- [What the task requires]: What is the number of lines containing "with"? Give only that number.

═══ Entries supplied ═══

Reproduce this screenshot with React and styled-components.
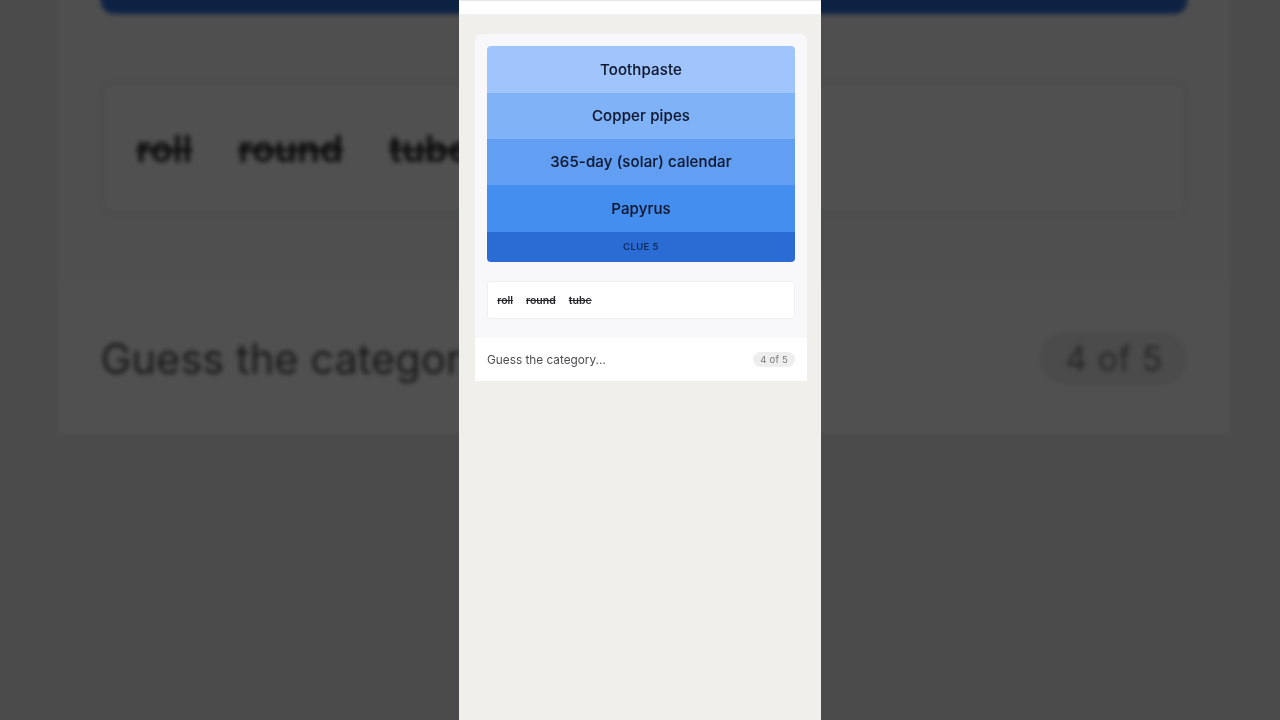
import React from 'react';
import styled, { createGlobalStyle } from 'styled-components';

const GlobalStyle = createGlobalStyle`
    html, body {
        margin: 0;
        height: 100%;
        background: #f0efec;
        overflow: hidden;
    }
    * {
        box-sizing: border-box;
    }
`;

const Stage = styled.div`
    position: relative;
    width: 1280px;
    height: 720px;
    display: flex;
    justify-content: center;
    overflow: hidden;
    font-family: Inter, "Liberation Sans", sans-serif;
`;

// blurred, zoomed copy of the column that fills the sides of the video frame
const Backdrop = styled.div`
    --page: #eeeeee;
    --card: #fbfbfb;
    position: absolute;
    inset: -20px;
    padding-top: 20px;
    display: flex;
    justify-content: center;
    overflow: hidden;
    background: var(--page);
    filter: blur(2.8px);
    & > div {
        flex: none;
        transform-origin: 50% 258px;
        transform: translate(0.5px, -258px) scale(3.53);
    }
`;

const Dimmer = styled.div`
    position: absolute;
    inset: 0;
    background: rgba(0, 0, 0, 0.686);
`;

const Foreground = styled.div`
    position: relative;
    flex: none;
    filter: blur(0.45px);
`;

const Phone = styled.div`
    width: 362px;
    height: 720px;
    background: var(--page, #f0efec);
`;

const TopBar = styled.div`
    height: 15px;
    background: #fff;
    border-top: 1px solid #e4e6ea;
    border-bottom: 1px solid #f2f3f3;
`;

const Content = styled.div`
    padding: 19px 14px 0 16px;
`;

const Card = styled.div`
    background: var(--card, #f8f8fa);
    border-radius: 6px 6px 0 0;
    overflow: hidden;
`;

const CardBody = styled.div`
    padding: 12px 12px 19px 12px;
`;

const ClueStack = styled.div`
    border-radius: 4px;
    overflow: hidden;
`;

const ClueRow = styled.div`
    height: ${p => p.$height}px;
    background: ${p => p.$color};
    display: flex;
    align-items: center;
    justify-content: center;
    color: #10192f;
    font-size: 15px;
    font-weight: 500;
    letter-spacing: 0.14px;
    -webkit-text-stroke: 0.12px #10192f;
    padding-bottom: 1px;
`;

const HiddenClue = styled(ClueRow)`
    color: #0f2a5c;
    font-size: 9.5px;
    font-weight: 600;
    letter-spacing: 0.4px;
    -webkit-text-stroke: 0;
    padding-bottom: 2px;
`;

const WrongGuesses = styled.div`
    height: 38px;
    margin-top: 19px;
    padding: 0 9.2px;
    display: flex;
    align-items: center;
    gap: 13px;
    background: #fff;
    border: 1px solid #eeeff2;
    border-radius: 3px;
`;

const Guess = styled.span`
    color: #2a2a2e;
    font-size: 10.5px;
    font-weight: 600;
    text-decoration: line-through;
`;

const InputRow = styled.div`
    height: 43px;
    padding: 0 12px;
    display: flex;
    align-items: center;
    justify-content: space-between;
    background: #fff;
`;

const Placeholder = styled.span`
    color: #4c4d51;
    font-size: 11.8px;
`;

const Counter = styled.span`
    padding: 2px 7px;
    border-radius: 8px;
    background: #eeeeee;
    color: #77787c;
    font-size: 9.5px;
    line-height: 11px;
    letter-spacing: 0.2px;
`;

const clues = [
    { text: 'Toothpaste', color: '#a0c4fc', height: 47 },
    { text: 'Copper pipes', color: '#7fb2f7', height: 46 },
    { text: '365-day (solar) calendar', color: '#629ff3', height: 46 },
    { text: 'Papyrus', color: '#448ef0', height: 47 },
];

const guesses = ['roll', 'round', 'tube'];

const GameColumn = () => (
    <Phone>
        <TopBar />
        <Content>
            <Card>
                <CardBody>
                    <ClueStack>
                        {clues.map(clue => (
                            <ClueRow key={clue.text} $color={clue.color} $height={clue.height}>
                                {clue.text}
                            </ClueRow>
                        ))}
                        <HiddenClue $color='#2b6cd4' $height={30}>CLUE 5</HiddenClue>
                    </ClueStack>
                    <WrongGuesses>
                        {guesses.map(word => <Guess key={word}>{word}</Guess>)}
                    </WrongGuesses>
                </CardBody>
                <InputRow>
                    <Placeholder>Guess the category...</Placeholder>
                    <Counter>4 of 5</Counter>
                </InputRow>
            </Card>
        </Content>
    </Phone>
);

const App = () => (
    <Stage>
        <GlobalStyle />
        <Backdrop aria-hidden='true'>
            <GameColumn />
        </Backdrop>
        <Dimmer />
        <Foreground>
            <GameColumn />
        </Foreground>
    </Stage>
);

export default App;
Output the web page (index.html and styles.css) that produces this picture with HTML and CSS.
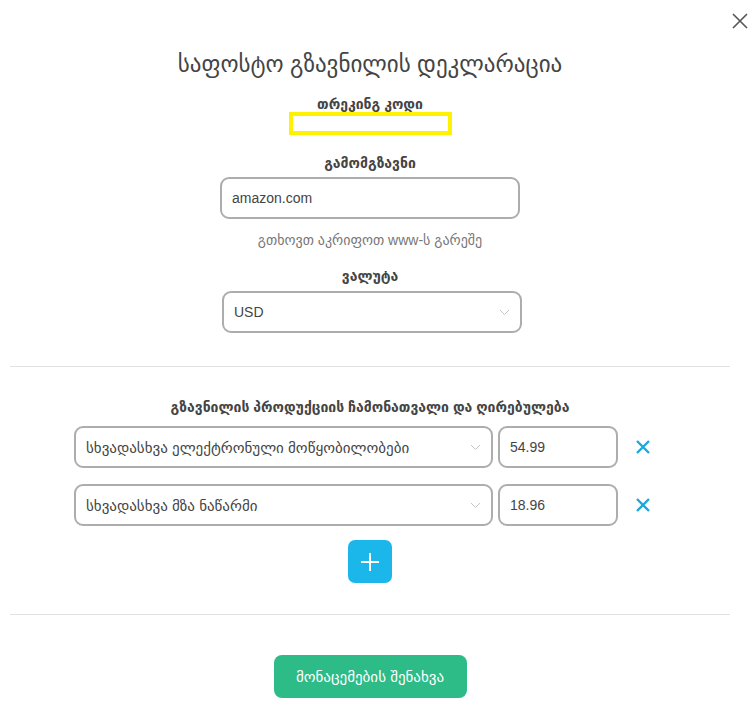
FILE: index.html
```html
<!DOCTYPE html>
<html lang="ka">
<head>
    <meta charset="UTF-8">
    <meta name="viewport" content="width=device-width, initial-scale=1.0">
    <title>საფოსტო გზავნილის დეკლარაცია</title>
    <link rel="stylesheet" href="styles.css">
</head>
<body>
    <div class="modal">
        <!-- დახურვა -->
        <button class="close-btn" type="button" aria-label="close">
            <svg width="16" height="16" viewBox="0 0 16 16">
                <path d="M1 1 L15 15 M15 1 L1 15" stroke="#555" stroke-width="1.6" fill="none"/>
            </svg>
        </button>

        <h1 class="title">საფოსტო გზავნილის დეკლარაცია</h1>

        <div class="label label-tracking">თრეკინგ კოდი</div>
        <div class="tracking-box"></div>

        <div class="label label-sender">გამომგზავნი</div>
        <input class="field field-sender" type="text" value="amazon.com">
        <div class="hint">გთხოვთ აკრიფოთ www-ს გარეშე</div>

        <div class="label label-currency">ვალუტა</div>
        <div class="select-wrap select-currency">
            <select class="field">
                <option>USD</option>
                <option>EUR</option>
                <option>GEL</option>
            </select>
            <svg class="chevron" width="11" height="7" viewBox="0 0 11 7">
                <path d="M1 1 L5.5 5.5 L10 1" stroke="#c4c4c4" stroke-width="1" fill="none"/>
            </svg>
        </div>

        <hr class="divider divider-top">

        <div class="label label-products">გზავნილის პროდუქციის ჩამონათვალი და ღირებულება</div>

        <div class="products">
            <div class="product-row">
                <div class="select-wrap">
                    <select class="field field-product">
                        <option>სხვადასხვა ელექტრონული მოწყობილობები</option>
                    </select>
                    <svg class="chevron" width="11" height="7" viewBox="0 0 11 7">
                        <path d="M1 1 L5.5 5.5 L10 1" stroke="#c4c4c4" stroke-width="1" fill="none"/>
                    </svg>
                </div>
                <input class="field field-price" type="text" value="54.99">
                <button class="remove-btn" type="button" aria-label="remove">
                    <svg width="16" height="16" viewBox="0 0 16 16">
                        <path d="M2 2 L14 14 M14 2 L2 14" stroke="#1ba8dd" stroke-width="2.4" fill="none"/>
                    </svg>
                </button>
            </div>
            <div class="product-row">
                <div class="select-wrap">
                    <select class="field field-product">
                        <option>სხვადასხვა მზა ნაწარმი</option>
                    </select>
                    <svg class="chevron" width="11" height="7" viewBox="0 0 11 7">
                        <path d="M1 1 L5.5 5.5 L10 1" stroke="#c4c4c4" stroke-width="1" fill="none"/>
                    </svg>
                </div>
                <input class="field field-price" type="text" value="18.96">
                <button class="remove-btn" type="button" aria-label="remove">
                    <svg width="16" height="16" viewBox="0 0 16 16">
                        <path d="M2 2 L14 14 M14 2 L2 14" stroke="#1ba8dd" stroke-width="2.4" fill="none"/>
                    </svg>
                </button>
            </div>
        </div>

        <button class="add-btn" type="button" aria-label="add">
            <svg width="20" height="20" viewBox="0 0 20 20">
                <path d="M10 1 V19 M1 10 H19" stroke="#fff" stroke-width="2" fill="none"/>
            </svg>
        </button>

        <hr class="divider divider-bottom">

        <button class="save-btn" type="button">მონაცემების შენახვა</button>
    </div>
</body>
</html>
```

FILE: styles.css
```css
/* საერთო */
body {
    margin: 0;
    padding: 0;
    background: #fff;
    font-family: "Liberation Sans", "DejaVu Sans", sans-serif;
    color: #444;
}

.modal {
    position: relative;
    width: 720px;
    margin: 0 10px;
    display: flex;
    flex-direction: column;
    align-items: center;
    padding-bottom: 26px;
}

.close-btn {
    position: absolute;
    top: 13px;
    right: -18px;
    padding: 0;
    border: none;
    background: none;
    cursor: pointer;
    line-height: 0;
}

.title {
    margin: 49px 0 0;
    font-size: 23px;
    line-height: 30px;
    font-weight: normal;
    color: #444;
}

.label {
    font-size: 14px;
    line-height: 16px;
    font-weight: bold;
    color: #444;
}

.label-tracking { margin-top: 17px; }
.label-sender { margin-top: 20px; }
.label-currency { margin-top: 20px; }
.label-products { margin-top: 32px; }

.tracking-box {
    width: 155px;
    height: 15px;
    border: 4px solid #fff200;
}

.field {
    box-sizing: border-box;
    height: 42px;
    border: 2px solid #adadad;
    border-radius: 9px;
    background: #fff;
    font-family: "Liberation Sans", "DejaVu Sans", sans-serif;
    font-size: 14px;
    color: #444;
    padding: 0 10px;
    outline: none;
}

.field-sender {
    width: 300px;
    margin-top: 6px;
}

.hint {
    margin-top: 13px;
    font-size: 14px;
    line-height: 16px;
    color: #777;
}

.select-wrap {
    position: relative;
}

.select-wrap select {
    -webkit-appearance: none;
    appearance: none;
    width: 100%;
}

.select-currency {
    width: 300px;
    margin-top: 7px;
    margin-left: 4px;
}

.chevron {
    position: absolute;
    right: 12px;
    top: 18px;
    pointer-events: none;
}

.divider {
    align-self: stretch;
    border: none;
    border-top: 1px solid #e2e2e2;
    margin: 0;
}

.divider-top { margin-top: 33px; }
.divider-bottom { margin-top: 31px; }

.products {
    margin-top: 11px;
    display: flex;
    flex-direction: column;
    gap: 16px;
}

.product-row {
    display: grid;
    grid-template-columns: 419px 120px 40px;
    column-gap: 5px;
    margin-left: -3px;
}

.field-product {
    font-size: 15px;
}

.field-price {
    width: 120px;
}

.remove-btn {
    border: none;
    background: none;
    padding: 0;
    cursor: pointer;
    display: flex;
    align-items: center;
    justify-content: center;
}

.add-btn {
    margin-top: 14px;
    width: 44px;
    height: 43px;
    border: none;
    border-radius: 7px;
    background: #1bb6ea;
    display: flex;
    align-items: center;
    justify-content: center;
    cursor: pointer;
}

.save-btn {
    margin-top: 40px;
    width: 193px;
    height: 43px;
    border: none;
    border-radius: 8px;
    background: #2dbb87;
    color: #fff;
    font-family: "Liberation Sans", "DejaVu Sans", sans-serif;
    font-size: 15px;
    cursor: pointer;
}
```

═══

- [Result]: 2